Yarım asırdır Sezai Bey okuyoruz konuşuyoruz. Az biraz da yazıyoruz. Elli yıl sonra üç cümle ile Sezai Karakoç’tan geriye kalan nedir, topluma ufuk açıcı, iz bırakıcı, etkileyici üç eseri nedir diye bir anket yapılsa, onu tanıyan ve sevenler, - sanıyorum kahir ekseriyetiyle - üç eseri üzerinde ittifak edilebilir: İslam Toplumunun Ekonomik Strüktürü, Mona Rosa şiiri ve Diriliş dergisi/partisi.
Sezai Karakoç’tan sana kalan üç şiir deseniz: Hiç düşünmem, Sürgün Ülkeden Başkentler Başkentine derim, Eleğimsağma derim, Köpük’ten derim. Bir de Balkon. Her şair bir dizeden ibaretse eğer, Sezai Karakoç benim için şu birkaç dizedir: “Verilmemiş hesapların korkusuyla / Sana geldim ayaklarına kapanmaya geldim / Af dilemeye geldim affa layık olmasam da / Sevgili / En sevgili / Ey sevgili /
Uzatma dünya sürgünümü benim.”
Kurduğu Diriliş oluşumu bir tarafıyla mirastı evet, diğer yandan yepyeni bir doğumdu. Öyle gördü, öyle hissetti, öyle yazdı, öyle yaşadı, öyle oluşturdu.

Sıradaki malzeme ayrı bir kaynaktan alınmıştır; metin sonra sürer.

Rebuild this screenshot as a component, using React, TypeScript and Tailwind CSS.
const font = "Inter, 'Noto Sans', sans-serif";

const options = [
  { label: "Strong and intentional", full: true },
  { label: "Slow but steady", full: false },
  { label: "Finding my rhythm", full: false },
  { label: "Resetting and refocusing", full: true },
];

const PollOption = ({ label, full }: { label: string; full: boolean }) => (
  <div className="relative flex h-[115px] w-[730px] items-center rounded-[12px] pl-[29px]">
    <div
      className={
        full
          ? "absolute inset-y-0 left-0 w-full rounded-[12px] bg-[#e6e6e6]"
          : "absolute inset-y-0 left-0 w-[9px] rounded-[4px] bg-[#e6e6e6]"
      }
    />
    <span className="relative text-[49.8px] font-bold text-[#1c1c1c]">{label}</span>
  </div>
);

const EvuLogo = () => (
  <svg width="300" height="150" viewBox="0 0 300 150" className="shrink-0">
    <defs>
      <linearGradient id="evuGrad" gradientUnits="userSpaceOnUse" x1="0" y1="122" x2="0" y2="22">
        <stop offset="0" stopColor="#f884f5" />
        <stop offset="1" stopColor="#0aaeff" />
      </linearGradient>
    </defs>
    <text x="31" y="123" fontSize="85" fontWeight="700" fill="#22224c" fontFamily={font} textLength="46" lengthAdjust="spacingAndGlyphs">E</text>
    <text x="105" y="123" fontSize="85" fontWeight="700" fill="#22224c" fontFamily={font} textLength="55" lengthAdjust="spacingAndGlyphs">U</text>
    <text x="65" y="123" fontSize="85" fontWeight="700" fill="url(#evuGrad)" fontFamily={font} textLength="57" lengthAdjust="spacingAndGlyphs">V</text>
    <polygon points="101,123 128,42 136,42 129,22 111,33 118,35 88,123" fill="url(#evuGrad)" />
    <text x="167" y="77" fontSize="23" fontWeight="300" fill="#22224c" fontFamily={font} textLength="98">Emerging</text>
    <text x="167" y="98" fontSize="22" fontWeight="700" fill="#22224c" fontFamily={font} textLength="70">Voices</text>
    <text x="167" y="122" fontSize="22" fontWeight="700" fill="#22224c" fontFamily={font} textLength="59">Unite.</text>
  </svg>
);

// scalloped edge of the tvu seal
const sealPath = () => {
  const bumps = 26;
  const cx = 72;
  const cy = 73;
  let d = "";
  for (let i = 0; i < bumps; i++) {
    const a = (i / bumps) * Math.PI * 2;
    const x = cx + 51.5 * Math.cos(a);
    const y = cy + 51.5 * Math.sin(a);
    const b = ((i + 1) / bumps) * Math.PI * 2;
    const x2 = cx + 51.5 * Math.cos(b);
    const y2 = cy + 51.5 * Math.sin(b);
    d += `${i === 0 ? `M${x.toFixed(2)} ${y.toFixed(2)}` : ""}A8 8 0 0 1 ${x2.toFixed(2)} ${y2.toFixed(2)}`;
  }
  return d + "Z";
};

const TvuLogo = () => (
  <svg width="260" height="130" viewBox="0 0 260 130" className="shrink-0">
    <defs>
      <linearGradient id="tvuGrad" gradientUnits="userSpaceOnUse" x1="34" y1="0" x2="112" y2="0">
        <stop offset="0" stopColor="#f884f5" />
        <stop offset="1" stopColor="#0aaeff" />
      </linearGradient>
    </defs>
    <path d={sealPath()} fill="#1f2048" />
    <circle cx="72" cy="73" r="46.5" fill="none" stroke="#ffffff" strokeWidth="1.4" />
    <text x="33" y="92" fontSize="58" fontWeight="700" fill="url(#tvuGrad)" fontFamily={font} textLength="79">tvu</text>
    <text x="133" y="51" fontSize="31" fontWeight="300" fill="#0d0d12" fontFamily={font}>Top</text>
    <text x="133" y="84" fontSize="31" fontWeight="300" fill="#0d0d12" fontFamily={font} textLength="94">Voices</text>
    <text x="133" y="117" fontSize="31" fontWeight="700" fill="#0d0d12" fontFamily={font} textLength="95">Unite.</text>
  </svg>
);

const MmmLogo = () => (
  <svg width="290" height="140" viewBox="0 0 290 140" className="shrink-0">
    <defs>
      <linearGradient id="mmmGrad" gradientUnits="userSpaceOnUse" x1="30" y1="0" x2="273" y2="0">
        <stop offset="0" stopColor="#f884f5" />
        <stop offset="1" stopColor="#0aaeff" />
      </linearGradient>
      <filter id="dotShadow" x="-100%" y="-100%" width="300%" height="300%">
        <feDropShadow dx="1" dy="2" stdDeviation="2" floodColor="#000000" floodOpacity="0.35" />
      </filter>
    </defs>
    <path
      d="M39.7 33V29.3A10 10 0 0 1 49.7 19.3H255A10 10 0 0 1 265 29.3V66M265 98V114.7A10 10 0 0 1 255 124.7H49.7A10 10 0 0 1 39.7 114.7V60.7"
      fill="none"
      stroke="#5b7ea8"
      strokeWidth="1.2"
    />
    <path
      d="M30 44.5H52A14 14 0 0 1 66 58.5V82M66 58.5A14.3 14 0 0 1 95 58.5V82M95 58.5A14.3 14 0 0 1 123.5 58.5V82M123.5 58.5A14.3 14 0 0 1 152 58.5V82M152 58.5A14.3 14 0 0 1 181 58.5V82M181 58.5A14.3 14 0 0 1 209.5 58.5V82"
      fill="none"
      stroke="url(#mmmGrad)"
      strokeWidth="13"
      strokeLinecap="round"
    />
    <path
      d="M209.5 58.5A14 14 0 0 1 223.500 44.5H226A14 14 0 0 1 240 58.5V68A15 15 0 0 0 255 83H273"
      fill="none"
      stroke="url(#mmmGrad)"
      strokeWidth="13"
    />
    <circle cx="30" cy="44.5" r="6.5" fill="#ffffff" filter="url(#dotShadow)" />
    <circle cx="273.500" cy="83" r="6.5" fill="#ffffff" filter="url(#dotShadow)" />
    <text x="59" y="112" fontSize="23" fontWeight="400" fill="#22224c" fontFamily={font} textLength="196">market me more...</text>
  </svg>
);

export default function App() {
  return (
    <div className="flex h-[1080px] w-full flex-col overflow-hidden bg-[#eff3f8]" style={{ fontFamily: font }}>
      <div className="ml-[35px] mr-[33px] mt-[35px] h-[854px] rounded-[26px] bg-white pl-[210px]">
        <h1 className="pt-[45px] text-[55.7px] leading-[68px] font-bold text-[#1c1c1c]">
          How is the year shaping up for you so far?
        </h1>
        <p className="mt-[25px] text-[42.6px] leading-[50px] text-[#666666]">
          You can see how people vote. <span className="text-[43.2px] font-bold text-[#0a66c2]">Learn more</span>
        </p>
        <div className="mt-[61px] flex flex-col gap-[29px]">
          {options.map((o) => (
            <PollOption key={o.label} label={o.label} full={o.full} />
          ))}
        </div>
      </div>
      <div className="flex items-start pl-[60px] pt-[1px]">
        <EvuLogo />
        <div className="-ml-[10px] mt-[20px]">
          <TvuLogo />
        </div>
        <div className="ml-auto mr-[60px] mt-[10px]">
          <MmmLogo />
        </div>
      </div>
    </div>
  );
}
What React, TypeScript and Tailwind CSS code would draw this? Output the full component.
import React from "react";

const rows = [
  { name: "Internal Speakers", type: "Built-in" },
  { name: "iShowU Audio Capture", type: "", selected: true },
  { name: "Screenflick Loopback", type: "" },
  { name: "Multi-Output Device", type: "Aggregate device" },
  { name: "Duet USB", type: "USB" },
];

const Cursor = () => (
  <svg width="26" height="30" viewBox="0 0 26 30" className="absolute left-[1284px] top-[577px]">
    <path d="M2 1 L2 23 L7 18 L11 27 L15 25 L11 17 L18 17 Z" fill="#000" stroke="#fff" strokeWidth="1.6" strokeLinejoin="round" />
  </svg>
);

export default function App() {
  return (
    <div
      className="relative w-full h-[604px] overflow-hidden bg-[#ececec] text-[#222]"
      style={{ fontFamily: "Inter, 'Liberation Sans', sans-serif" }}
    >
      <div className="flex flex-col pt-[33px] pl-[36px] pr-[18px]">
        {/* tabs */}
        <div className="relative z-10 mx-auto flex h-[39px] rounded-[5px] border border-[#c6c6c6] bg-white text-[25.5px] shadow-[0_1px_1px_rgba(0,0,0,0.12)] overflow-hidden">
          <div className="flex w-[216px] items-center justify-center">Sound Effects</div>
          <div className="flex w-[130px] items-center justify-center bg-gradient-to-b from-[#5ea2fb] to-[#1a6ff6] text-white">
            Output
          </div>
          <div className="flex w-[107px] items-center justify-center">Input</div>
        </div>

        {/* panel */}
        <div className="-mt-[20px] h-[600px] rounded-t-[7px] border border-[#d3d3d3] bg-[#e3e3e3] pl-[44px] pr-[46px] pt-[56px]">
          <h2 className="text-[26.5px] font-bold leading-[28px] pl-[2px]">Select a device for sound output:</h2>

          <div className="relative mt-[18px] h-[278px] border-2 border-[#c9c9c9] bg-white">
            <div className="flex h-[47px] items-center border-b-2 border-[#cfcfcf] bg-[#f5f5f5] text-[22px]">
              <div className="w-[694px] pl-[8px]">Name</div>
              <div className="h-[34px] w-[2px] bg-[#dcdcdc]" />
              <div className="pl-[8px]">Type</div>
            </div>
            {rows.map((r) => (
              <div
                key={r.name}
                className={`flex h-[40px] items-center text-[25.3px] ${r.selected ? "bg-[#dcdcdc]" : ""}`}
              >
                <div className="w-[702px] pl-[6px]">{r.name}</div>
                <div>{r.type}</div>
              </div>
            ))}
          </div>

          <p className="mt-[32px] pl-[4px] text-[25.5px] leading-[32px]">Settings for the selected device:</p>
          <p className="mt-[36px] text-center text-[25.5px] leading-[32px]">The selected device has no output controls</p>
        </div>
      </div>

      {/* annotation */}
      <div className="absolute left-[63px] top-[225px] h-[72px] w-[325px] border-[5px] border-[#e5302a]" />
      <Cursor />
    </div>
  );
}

Ömrünü Diriliş Neslini emzirmeye adamıştı. Emzirmeye, büyütmeye arıtmaya.
Eylem şairiydi. Eylemi Dirilişti. Dirilişeydi, Dirilişçeydi. Unutuş ve Hatırlayıştı.
Yaradan’ımızdan Gül Muştusuydu o bize. Göğümüzdeki Eleğimsağmamız.